El Polonio

Crítica de Miguel Frías - Clarín

Al otro lado del paraíso

La solitaria vida en Cabo Polonio en invierno.

El Polonio empieza con un plano, silencioso, del rostro de una mujer, que parece luchar interiormente contra la cámara. En su mirada, en sus gestos, en su forma nerviosa de fumar, incluso en sus rasgos, notamos una angustia añeja. Tiene motivos. Pero la película no busca indagar en ellos ni desarrollarlos, sino mostrar a Natalia, en su hábitat/refugio, que en la idealización turística es mero edén: Cabo Polonio.

“Estuve unas vacaciones, con mi pareja, y me quedé, sola -cuenta-. Pero mis problemas se instalaron conmigo. Nadie se viene a vivir acá porque sí, o porque le gusta el lugar. Polonio es precioso, pero generalmente hay algo más. Este lugar es como un nosocomio; los pobladores somos como pacientes”.

Curiosa forma de describir un paraíso, como si fuera La montaña mágica , de Thomas Mann. ¿Por qué usa Natalia la palabra “nosocomio”? Tal vez por su aversión a los hospitales, desde la muerte de su pequeña hija: el sinónimo como módico atenuante. En adelante, la cámara seguirá la vida cotidiana de ella, en esa costa hermosa y salvaje: su vínculo con pobladores -son apenas sesenta- que cargan con otros fantasmas.

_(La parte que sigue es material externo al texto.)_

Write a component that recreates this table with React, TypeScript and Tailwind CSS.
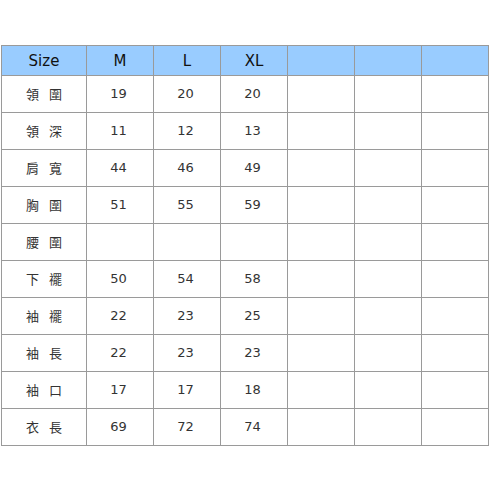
import React from "react";

const rows: [string, string, string, string, string][] = [
  ["領", "圍", "19", "20", "20"],
  ["領", "深", "11", "12", "13"],
  ["肩", "寬", "44", "46", "49"],
  ["胸", "圍", "51", "55", "59"],
  ["腰", "圍", "", "", ""],
  ["下", "襬", "50", "54", "58"],
  ["袖", "襬", "22", "23", "25"],
  ["袖", "長", "22", "23", "23"],
  ["袖", "口", "17", "17", "18"],
  ["衣", "長", "69", "72", "74"],
];

const cell = "border-r border-b border-[#9a9a9a] flex items-center justify-center";

export default function App() {
  return (
    <div className="w-[493px] h-[493px] bg-white pt-[45px] pl-[1px]" style={{ fontFamily: '"DejaVu Sans", Verdana, sans-serif' }}>
      <div className="grid grid-cols-[85px_repeat(6,67px)] grid-rows-[30px_repeat(10,37px)] border-l border-t border-[#9a9a9a] w-fit">
        {["Size", "M", "L", "XL", "", "", ""].map((h, i) => (
          <div key={"h" + i} className={cell + " bg-[#99ccff] text-[15px] text-[#111] pt-[1px]"}>
            {h}
          </div>
        ))}
        {rows.map((r, ri) => (
          <React.Fragment key={ri}>
            <div className={cell + " text-[13px] text-[#333] gap-[10px]"} style={{ fontFamily: '"Noto Sans CJK TC", sans-serif' }}>
              <span>{r[0]}</span>
              <span>{r[1]}</span>
            </div>
            <div className={cell + " text-[13px] text-[#333] pr-[3px]"}>{r[2]}</div>
            <div className={cell + " text-[13px] text-[#333] pr-[3px]"}>{r[3]}</div>
            <div className={cell + " text-[13px] text-[#333] pr-[3px]"}>{r[4]}</div>
            <div className={cell}></div>
            <div className={cell}></div>
            <div className={cell}></div>
          </React.Fragment>
        ))}
      </div>
    </div>
  );
}
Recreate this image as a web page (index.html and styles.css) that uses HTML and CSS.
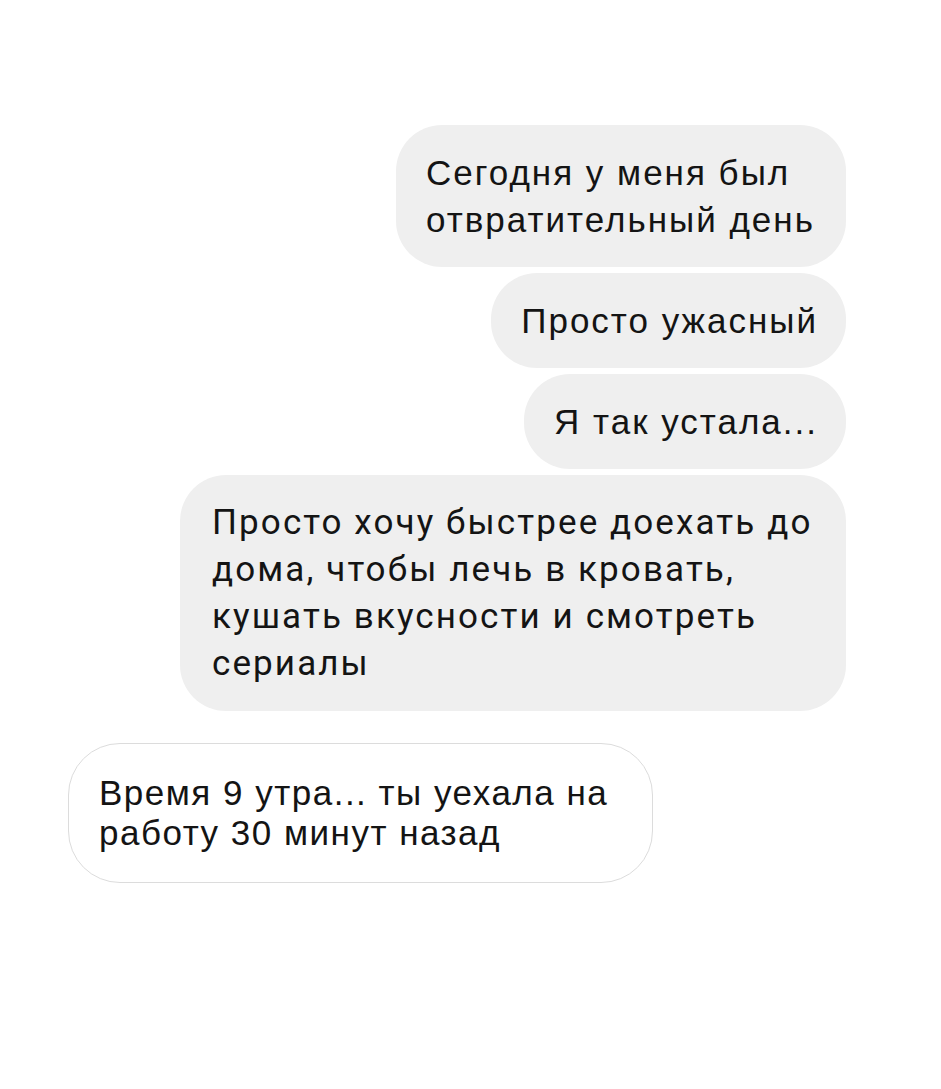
FILE: index.html
```
<!DOCTYPE html>
<html lang="ru">
<head>
  <meta charset="UTF-8" />
  <meta name="viewport" content="width=device-width, initial-scale=1.0"/>
  <title>Сообщения</title>
  <link rel="stylesheet" href="styles.css">
</head>
<body>

  <div class="chat">
    <div class="msg msg-out">Сегодня у меня был отвратительный день</div>
    <div class="msg msg-out">Просто ужасный</div>
    <div class="msg msg-out">Я так устала...</div>
    <div class="msg msg-out msg-long">Просто хочу быстрее доехать до дома, чтобы лечь в кровать, кушать вкусности и смотреть сериалы</div>

    <!-- reply from the other side -->
    <div class="msg msg-in">Время 9 утра... ты уехала на работу 30 минут назад</div>
  </div>

</body>
</html>
```

FILE: styles.css
```
body {
  margin: 0;
  background: #fff;
  font-family: 'Liberation Sans', Arial, sans-serif;
  color: #141414;
}

.chat {
  display: flex;
  flex-direction: column;
  gap: 6px;
  padding: 125px 95px 0 68px;
}

.msg {
  font-size: 35px;
  line-height: 47px;
  letter-spacing: 2px;
  padding: 24px 28px 24px 30px;
  border-radius: 46px;
  max-width: 392px;
}

.msg-out {
  align-self: flex-end;
  background: #efefef;
}

.msg-long {
  box-sizing: border-box;
  width: 666px;
  max-width: none;
  font-family: Roboto, sans-serif;
  letter-spacing: 2.1px;
  padding: 24px 30px 24px 32px;
}

.msg-in {
  align-self: flex-start;
  margin-top: 26px;
  max-width: 520px;
  line-height: 40px;
  letter-spacing: 1.5px;
  padding: 29px 33px 29px 30px;
  background: #fff;
  border: 1.5px solid #dcdcdc;
  border-radius: 52px;
}
```
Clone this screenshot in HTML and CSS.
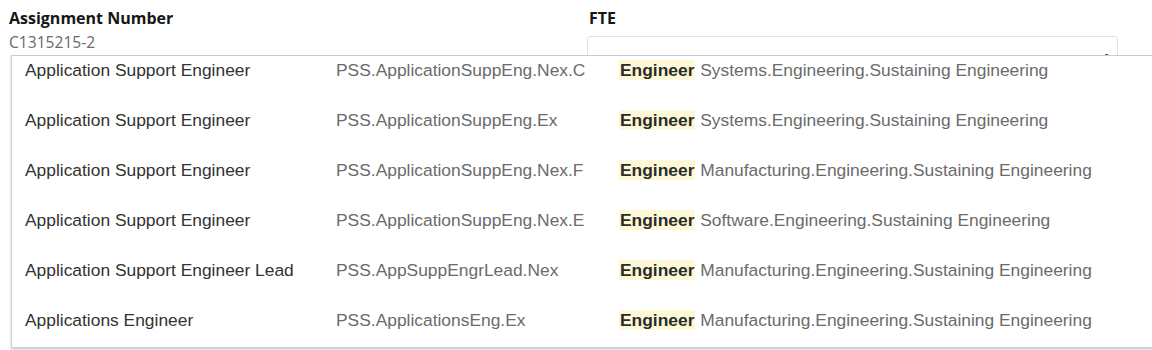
FILE: index.html
```html
<!DOCTYPE html>
<html>
<head>
<meta charset="utf-8">
<link rel="stylesheet" href="styles.css">
</head>
<body>
<div class="page">
  <div class="form">
    <div class="field">
      <div class="label">Assignment Number</div>
      <div class="value">C1315215-2</div>
    </div>
    <div class="field right">
      <div class="label">FTE</div>
      <div class="input num">1</div>
    </div>
    <div class="field"></div>
    <div class="field right"></div>
    <div class="field"></div>
    <div class="field right"></div>
    <div class="field"></div>
    <div class="field right"></div>
    <div class="field"></div>
    <div class="field right">
      <div class="label low">Projected End Date</div>
    </div>
  </div>

  <div class="popup">
    <div class="list">
      <div class="row">
        <span class="c1">Application Support Engineer</span>
        <span class="c2">PSS.ApplicationSuppEng.Nex.C</span>
        <span class="c3"><mark class="hl">Engineer</mark> Systems.Engineering.Sustaining Engineering</span>
      </div>
      <div class="row">
        <span class="c1">Application Support Engineer</span>
        <span class="c2">PSS.ApplicationSuppEng.Ex</span>
        <span class="c3"><mark class="hl">Engineer</mark> Systems.Engineering.Sustaining Engineering</span>
      </div>
      <div class="row">
        <span class="c1">Application Support Engineer</span>
        <span class="c2">PSS.ApplicationSuppEng.Nex.F</span>
        <span class="c3"><mark class="hl">Engineer</mark> Manufacturing.Engineering.Sustaining Engineering</span>
      </div>
      <div class="row">
        <span class="c1">Application Support Engineer</span>
        <span class="c2">PSS.ApplicationSuppEng.Nex.E</span>
        <span class="c3"><mark class="hl">Engineer</mark> Software.Engineering.Sustaining Engineering</span>
      </div>
      <div class="row">
        <span class="c1">Application Support Engineer Lead</span>
        <span class="c2">PSS.AppSuppEngrLead.Nex</span>
        <span class="c3"><mark class="hl">Engineer</mark> Manufacturing.Engineering.Sustaining Engineering</span>
      </div>
      <div class="row">
        <span class="c1">Applications Engineer</span>
        <span class="c2">PSS.ApplicationsEng.Ex</span>
        <span class="c3"><mark class="hl">Engineer</mark> Manufacturing.Engineering.Sustaining Engineering</span>
      </div>
    </div>
  </div>
</div>
</body>
</html>
```

FILE: styles.css
```css
html, body {
  margin: 0;
  padding: 0;
  overflow: hidden;
  background: #ffffff;
}

.page {
  position: relative;
  width: 1152px;
  height: 350px;
  overflow: hidden;
}

.form {
  display: grid;
  grid-template-columns: 578px 531px;
  column-gap: 0;
  row-gap: 21px;
  padding: 7px 0 0 9px;
}

.field {
  height: 63px;
  display: flex;
  flex-direction: column;
}

.label {
  font-family: "Open Sans", "Noto Sans", sans-serif;
  font-weight: 700;
  font-size: 16px;
  line-height: 22px;
  height: 22px;
  color: #161616;
}

.label.low {
  margin-top: 2px;
}

.field.right .label {
  padding-left: 2px;
}

.value {
  font-family: "Open Sans", "Noto Sans", sans-serif;
  font-size: 15.6px;
  line-height: 22px;
  margin-top: 2px;
  color: #6a6a6a;
}

.input {
  margin-top: 7px;
  height: 34px;
  box-sizing: border-box;
  border: 1px solid #dfe3e7;
  border-radius: 3px;
  font-family: "Liberation Sans", Arial, sans-serif;
  font-size: 14px;
  color: #333;
}

.input.num {
  display: flex;
  justify-content: flex-end;
  align-items: flex-end;
  padding: 0 7px 3px 0;
  font-weight: bold;
  font-size: 12px;
}

.popup {
  position: absolute;
  left: 11px;
  top: 55px;
  width: 1200px;
  height: 293px;
  box-sizing: border-box;
  border: 1px solid #c6cdd4;
  background: #ffffff;
  box-shadow: 0 2px 3px rgba(0, 0, 0, 0.18);
  overflow: hidden;
}

.list {
  margin-top: -11px;
}

.row {
  display: grid;
  grid-template-columns: 311px 283px 1fr;
  align-items: center;
  height: 50px;
  padding-left: 13px;
  font-family: "Liberation Sans", Arial, sans-serif;
  font-size: 17.4px;
  line-height: 20px;
  white-space: nowrap;
}

.c1 {
  color: #333333;
}

.c2 {
  color: #6b6b6b;
}

.c3 {
  color: #6b6b6b;
}

.hl {
  background: #fdf9d6;
  color: #2b2b2b;
  font-weight: bold;
  padding: 0 1px 0 1px;
}
```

La extrema belleza natural se intercala con retazos de historias dramáticas, mitigadas por la distancia y el análisis relajado que permite. Natalia sigue yendo a terapia, tomando pastillas, escuchando a Maharashi y sintiendo una tristeza que se contrapone -sólo en parte- con un sitio apacible y duro. Una ballena muerta, al definitivo vaivén de la rompiente, da cuenta de esta amarga belleza. Los únicos paraísos posibles, lo sabemos, son los paraísos perdidos.